While cleaning the leaves from the gutter, I began to
consider what supplies I might need from the grocery store. I decided to cook
upon finishing the gutter, but I needed a hooked tool, like the head of an old
cane, I thought. That reminded me of the elaborate and valuable cane I
encountered a few weeks ago in Wisconsin. It was in the hands of a stooped,
gnarled older gentleman. Knowing a bit about canes, I recognized that this
Wisconsin cane was seriously valuable and I also realized that the cane and its
owner could appear in a future story.
Later in the kitchen while browning the hamburger and
opening cans of tomato sauce, preparing to cook the sauce for a day, the voice
of the old cane came to me and I learned how its silver-clad tip had once been
sullied by a previous owner. He’d dented the skull of a rival farmer, a farmer
who died that day on the boardwalk. I diced onion, sprinkled spices and opened
cans of sauce, tasting the cold juice to be sure it was still good. But I also
heard the voice of the cane as it explained to me what it felt, the jolt and
the tremor when the silver nob cracked the skull and killed that other man. The
cane never forgot, it said.
I salted, tasted, minced and fried, and then, as the voice
of the cane inside my head faded, set the big pot to the warming part of the
stove to cook all day. I needed supplies for the chili I would create and needed
to find out how the cane had survived all those years with the blood of the
victim still secreted in the crevices of the wooden stick.

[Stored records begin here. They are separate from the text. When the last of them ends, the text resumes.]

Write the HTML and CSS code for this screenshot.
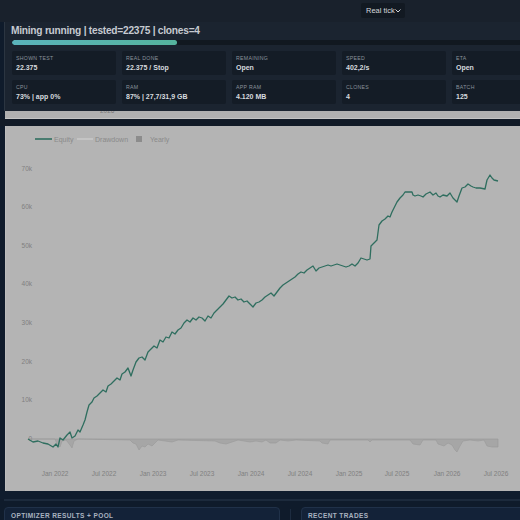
FILE: index.html
```html
<!DOCTYPE html>
<html>
<head>
<meta charset="utf-8">
<link rel="stylesheet" href="styles.css">
</head>
<body>
<div class="page">
  <div class="topbar">
    <div class="select">Real tick<svg class="chev" width="6" height="4" viewBox="0 0 6 4"><path d="M0.5 0.5 L3 3 L5.5 0.5" fill="none" stroke="#d0d4d8" stroke-width="1"/></svg></div>
  </div>
  <section class="status">
    <h1 class="status-title">Mining running | tested=22375 | clones=4</h1>
    <div class="progress"><div class="fill" style="width:165px"></div></div>
    <div class="stats">
      <div class="stat"><div class="lbl">SHOWN TEST</div><div class="val">22.375</div></div>
      <div class="stat"><div class="lbl">REAL DONE</div><div class="val">22.375 / Stop</div></div>
      <div class="stat"><div class="lbl">REMAINING</div><div class="val">Open</div></div>
      <div class="stat"><div class="lbl">SPEED</div><div class="val">402,2/s</div></div>
      <div class="stat"><div class="lbl">ETA</div><div class="val">Open</div></div>
      <div class="stat"><div class="lbl">CPU</div><div class="val">73% | app 0%</div></div>
      <div class="stat"><div class="lbl">RAM</div><div class="val">87% | 27,7/31,9 GB</div></div>
      <div class="stat"><div class="lbl">APP RAM</div><div class="val">4.120 MB</div></div>
      <div class="stat"><div class="lbl">CLONES</div><div class="val">4</div></div>
      <div class="stat"><div class="lbl">BATCH</div><div class="val">125</div></div>
    </div>
  </section>
  <div class="strip"><span class="strip-text">2026</span></div>
  <div class="gap"></div>
  <div class="chart-card">
    <svg class="chart" width="560" height="365" viewBox="5 126 560 365">
      <g class="legend" font-family="'Liberation Sans', Arial, sans-serif" font-size="7" fill="#8a8a8a">
        <line x1="35" y1="139" x2="52" y2="139" stroke="#2f6e5f" stroke-width="1.6"/>
        <text x="54" y="141.5">Equity</text>
        <line x1="77" y1="139" x2="93" y2="139" stroke="#c8c8c8" stroke-width="1.6"/>
        <text x="95" y="141.5">Drawdown</text>
        <rect x="136" y="136" width="6" height="6" fill="#8c8c8c"/>
        <text x="150" y="141.5">Yearly</text>
      </g>
      <g font-family="'Liberation Sans', Arial, sans-serif" font-size="6.5" fill="#808080" text-anchor="end">
        <text x="32" y="170.5">70k</text>
        <text x="32" y="209">60k</text>
        <text x="32" y="247.5">50k</text>
        <text x="32" y="286">40k</text>
        <text x="32" y="325">30k</text>
        <text x="32" y="364">20k</text>
        <text x="32" y="402">10k</text>
        <text x="32" y="441">0</text>
      </g>
      <g font-family="'Liberation Sans', Arial, sans-serif" font-size="6.5" fill="#808080" text-anchor="middle">
        <text x="55" y="476">Jan 2022</text>
        <text x="104" y="476">Jul 2022</text>
        <text x="153" y="476">Jan 2023</text>
        <text x="202" y="476">Jul 2023</text>
        <text x="251" y="476">Jan 2024</text>
        <text x="300" y="476">Jul 2024</text>
        <text x="349" y="476">Jan 2025</text>
        <text x="397" y="476">Jul 2025</text>
        <text x="447" y="476">Jan 2026</text>
        <text x="496" y="476">Jul 2026</text>
      </g>
      <path d="M28 439 L55 439 L57 444 L60 447 L62 441 L66 440 L70 445 L72 448 L74 441 L78 439 L130 440 L133 443 L136 444 L139 450 L142 446 L145 447 L148 444 L152 446 L155 443 L158 440 L165 441 L172 442 L178 440 L215 441 L220 443 L226 444 L232 442 L238 440 L244 441 L250 442 L256 441 L262 442 L266 440 L270 443 L276 443 L280 440 L288 441 L296 440 L320 441 L322 443 L328 444 L330 440 L368 440 L370 442 L372 440 L410 440 L413 444 L420 445 L423 440 L436 440 L438 444 L444 446 L448 443 L452 445 L455 450 L457 452 L460 446 L463 441 L470 440 L478 441 L484 440 L487 446 L492 447 L498 447 L498 439 Z" fill="#a6a6a6" stroke="#989898" stroke-width="0.6"/>
      <path class="equity" d="M28 439 L33 442 L38 441 L43 443 L48 444 L53 447 L56 444 L58 447 L60 438 L63 440 L67 435 L70 432 L72 438 L75 436 L78 430 L80 432 L83 425 L85 420 L87 412 L89 405 L92 402 L94 398 L97 396 L100 393 L103 390 L106 392 L108 386 L111 384 L114 381 L117 378 L120 380 L122 374 L125 372 L128 368 L131 376 L133 370 L136 362 L139 358 L142 357 L145 360 L148 352 L151 349 L154 346 L157 348 L160 340 L163 342 L166 337 L169 338 L172 332 L175 334 L178 330 L181 328 L184 323 L187 320 L190 322 L193 318 L196 320 L199 317 L202 318 L205 321 L208 316 L211 318 L214 313 L217 310 L220 307 L223 304 L226 300 L229 296 L232 298 L235 297 L238 300 L241 299 L244 302 L247 301 L250 304 L253 307 L256 303 L259 302 L262 300 L265 297 L268 295 L271 293 L274 296 L277 292 L280 288 L283 285 L286 283 L289 281 L292 279 L295 277 L298 274 L301 272 L304 273 L307 270 L310 268 L313 266 L316 271 L319 268 L322 267 L325 266 L328 265 L331 266 L334 265 L337 264 L340 265 L343 266 L346 267 L349 266 L352 264 L355 266 L358 263 L361 258 L364 259 L367 260 L370 259 L371 246 L374 243 L377 240 L379 225 L382 221 L385 219 L388 216 L390 217 L392 212 L394 208 L397 202 L400 198 L403 195 L405 192 L412 192 L413 195 L415 196 L418 195 L421 196 L423 197 L426 194 L430 192 L433 195 L436 193 L438 196 L440 197 L443 195 L447 196 L450 193 L453 198 L457 202 L459 196 L462 188 L465 187 L468 184 L471 186 L473 187 L476 188 L480 188 L485 189 L487 180 L490 175 L492 178 L494 180 L498 181" fill="none" stroke="#2f6e5f" stroke-width="1.3" stroke-linejoin="round"/>
    </svg>
  </div>
  <div class="under"></div>
  <div class="sep"></div>
  <div class="bottom">
    <div class="card"><h2 class="card-title">OPTIMIZER RESULTS + POOL</h2></div>
    <div class="vline"></div>
    <div class="card"><h2 class="card-title">RECENT TRADES</h2></div>
  </div>
</div>
</body>
</html>
```
FILE: styles.css
```css
html, body {
  margin: 0;
  padding: 0;
  overflow: hidden;
  background: #0f1b2b;
  font-family: "Liberation Sans", Arial, sans-serif;
}
.page {
  width: 565px;
  min-height: 520px;
  background: #0f1b2b;
}
.topbar {
  height: 22px;
  background: #19212c;
  display: flex;
  align-items: flex-start;
  padding-left: 361px;
  padding-top: 3px;
  box-sizing: border-box;
}
.select {
  height: 15px;
  padding: 0 4px 0 5px;
  background: #121922;
  border-radius: 2px;
  color: #d4d8dc;
  font-size: 7.5px;
  display: flex;
  align-items: center;
}
.status {
  margin-left: 4px;
  background: #1b2430;
  border-left: 1px solid #2b3541;
  padding: 2px 7px 6px 6px;
  height: 89px;
  box-sizing: border-box;
}
.status-title {
  margin: 0;
  font-size: 10.2px;
  font-weight: 700;
  letter-spacing: -0.25px;
  color: #c6cad0;
  line-height: 14px;
}
.progress {
  margin: 2px 0 6px 1px;
  height: 5px;
  background: #111820;
  border-radius: 3px;
  overflow: hidden;
}
.fill {
  height: 100%;
  background: linear-gradient(90deg, #5ab3bb, #55b39d);
  border-radius: 3px;
}
.stats {
  display: grid;
  grid-template-columns: repeat(5, 104px);
  column-gap: 6px;
  row-gap: 5px;
  margin-left: 1px;
}
.stat {
  background: #141c26;
  border-radius: 2px;
  height: 24px;
  padding: 4px 4px 0 4px;
  box-sizing: border-box;
}
.lbl {
  font-size: 5.2px;
  color: #8a929c;
  letter-spacing: 0.3px;
  line-height: 6px;
}
.val {
  font-size: 7px;
  font-weight: 700;
  color: #d6dadf;
  line-height: 10px;
  margin-top: 2px;
}
.strip {
  margin-left: 5px;
  height: 7px;
  background: #b0b0b0;
  overflow: hidden;
  position: relative;
  border-bottom: 1px solid #c4c4c4;
}
.strip-text {
  position: absolute;
  left: 95px;
  top: -4px;
  font-size: 6.5px;
  color: #7a7a7a;
}
.gap {
  height: 7px;
  background: #121b27;
}
.chart-card {
  margin-left: 5px;
  height: 365px;
  background: #b4b4b4;
  border-left: 1px solid #bcbcbc;
  overflow: hidden;
}
.chart {
  display: block;
  margin-left: -1px;
}
.under {
  height: 8px;
  background: #0f1c2d;
}
.sep {
  height: 2px;
  margin-left: 4px;
  background: #1c2a3c;
}
.bottom {
  display: grid;
  grid-template-columns: 276px 1px 1fr;
  column-gap: 10px;
  padding-top: 6px;
  padding-left: 4px;
}
.card {
  height: 40px;
  background: #132238;
  border: 1px solid #203149;
  border-radius: 4px;
  padding: 4px 6px;
  box-sizing: border-box;
}
.vline {
  background: #1d2c40;
  height: 40px;
  margin-top: 2px;
}
.card-title {
  margin: 0;
  font-size: 6.5px;
  font-weight: 700;
  color: #a9b3c0;
  letter-spacing: 0.4px;
  line-height: 8px;
}
```
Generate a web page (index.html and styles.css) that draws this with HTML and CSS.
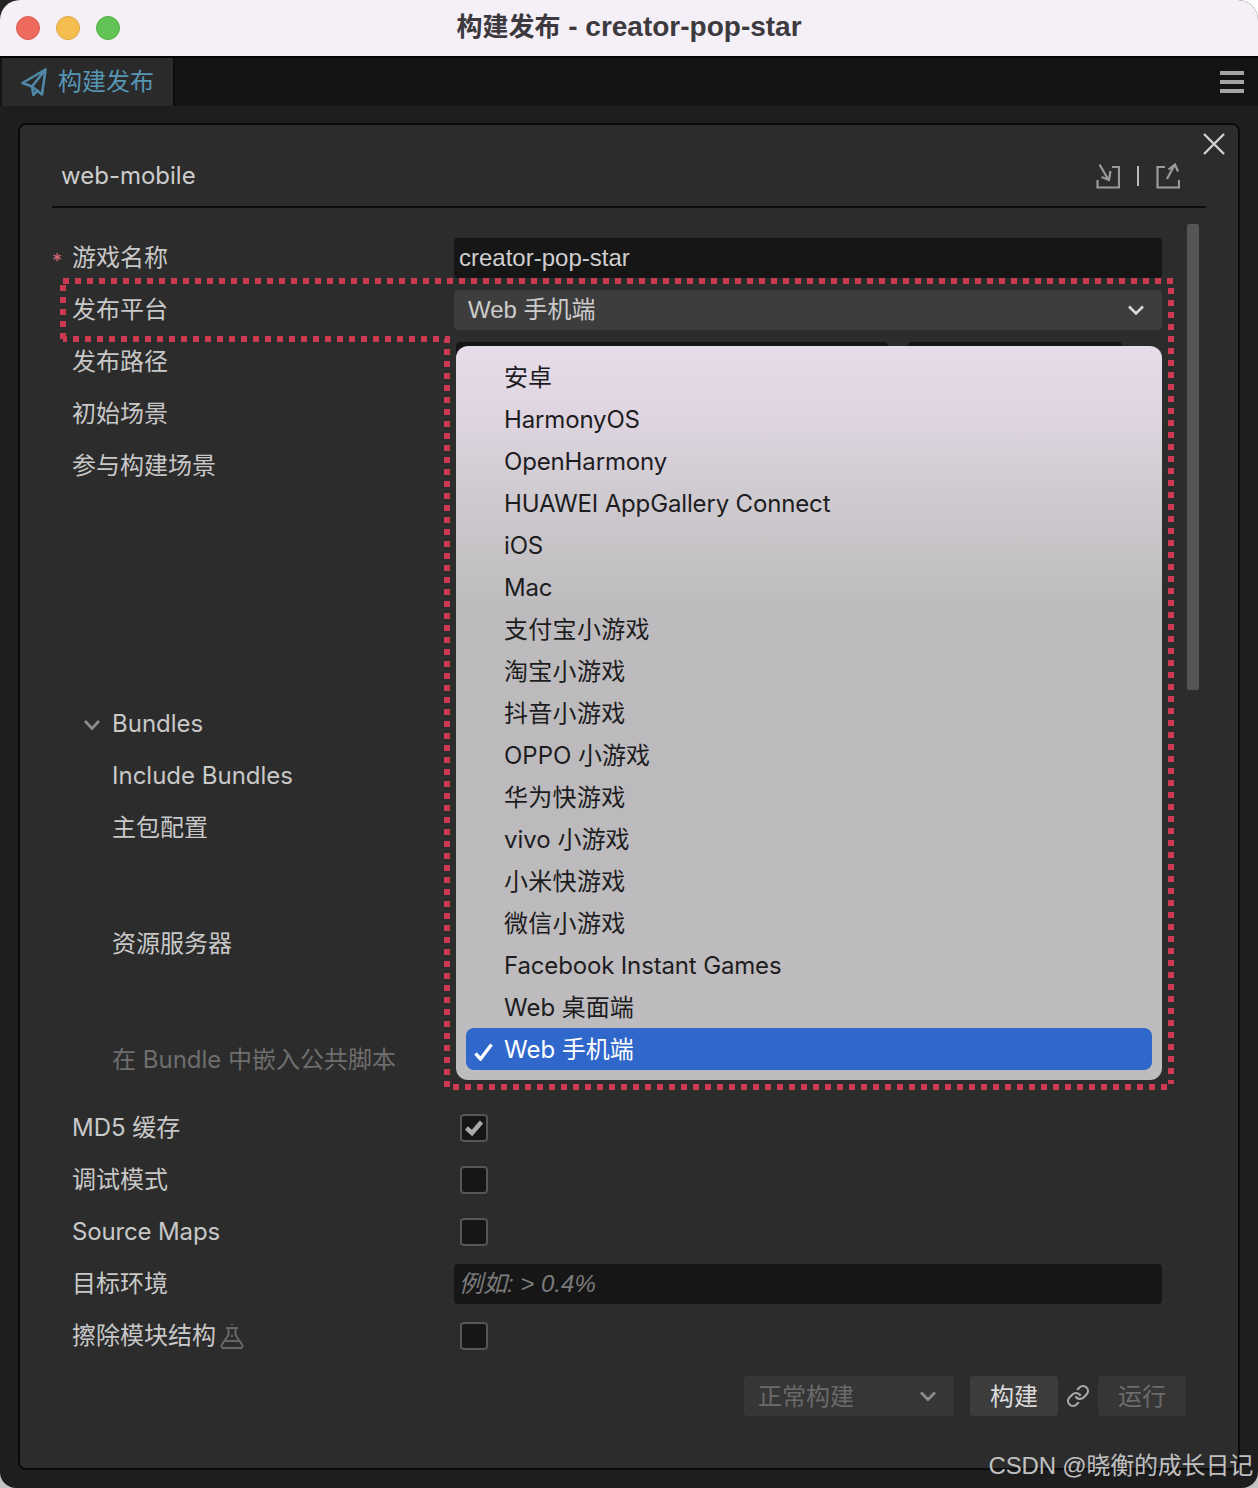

This all has nothing directly to do with my latest release
The Case of the Stolen Case, in which Sean is drawn more deeply than he wants
into an old unsolved murder, but it does have to do very much with the way some
of us conjure up our stories. Happy reading.
Bio and links for Carl Brookins:
Before he became a mystery writer and
reviewer, Carl Brookins was a counselor and faculty member at Metropolitan
State University in Saint Paul, Minnesota. Brookins and his wife are avid
recreational sailors. He is a member of Mystery Writers of America, Sisters in
Crime, and Private Eye Writers of America. He can frequently be found touring
bookstores and libraries with his companions-in-crime, The Minnesota Crime
Wave.
He writes the sailing adventure series featuring Michael Tanner and Mary Whitney. The third novel is Old Silver. His new private investigator series features Sean NMI Sean, a short P.I. The first is titled The Case of the Greedy Lawyers. Brookins received a liberal arts degree from the University of Minnesota and studied for a MA in Communications at Michigan State University.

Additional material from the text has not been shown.